=== Provided records ===

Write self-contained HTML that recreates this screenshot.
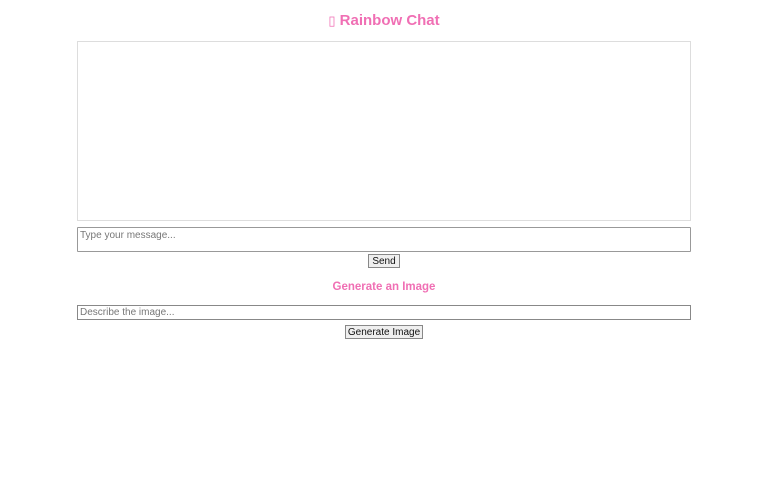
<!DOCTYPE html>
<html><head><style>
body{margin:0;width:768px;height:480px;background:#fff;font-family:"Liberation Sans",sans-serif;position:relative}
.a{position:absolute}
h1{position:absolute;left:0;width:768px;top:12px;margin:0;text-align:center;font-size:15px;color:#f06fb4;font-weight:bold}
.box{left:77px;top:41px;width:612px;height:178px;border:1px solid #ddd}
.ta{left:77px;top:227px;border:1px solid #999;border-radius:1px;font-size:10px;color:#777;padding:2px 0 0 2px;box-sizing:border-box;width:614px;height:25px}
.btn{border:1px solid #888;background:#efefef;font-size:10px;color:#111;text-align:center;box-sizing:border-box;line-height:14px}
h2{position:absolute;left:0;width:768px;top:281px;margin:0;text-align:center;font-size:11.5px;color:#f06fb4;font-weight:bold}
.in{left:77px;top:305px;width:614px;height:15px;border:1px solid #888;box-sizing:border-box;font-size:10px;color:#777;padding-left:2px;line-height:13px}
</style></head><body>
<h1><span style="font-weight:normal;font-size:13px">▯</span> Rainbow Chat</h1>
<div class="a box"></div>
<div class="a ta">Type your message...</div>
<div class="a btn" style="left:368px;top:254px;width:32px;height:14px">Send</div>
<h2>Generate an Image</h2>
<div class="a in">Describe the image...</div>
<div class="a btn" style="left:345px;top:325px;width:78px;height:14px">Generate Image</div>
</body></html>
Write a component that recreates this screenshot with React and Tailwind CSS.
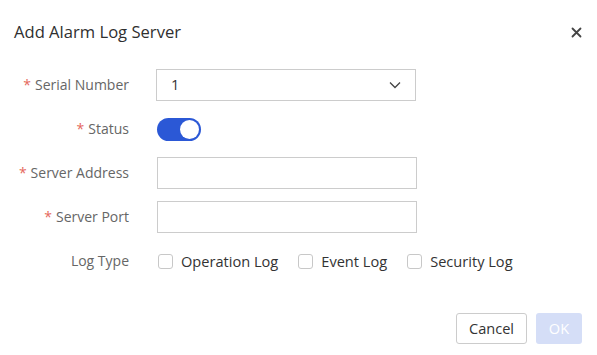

===

What is needed ▸ Reproduce the entries above without change, omitting all pictures.

Task response ▸
Write self-contained HTML that recreates this screenshot.
<!DOCTYPE html>
<html><head><style>
body{margin:0;width:768px;height:480px;background:#fff;font-family:"Liberation Sans",sans-serif;position:relative}
.a{position:absolute}
h1{position:absolute;left:0;width:768px;top:12px;margin:0;text-align:center;font-size:15px;color:#f06fb4;font-weight:bold}
.box{left:77px;top:41px;width:612px;height:178px;border:1px solid #ddd}
.ta{left:77px;top:227px;border:1px solid #999;border-radius:1px;font-size:10px;color:#777;padding:2px 0 0 2px;box-sizing:border-box;width:614px;height:25px}
.btn{border:1px solid #888;background:#efefef;font-size:10px;color:#111;text-align:center;box-sizing:border-box;line-height:14px}
h2{position:absolute;left:0;width:768px;top:281px;margin:0;text-align:center;font-size:11.5px;color:#f06fb4;font-weight:bold}
.in{left:77px;top:305px;width:614px;height:15px;border:1px solid #888;box-sizing:border-box;font-size:10px;color:#777;padding-left:2px;line-height:13px}
</style></head><body>
<h1><span style="font-weight:normal;font-size:13px">▯</span> Rainbow Chat</h1>
<div class="a box"></div>
<div class="a ta">Type your message...</div>
<div class="a btn" style="left:368px;top:254px;width:32px;height:14px">Send</div>
<h2>Generate an Image</h2>
<div class="a in">Describe the image...</div>
<div class="a btn" style="left:345px;top:325px;width:78px;height:14px">Generate Image</div>
</body></html>
Write a component that recreates this screenshot with React and Tailwind CSS.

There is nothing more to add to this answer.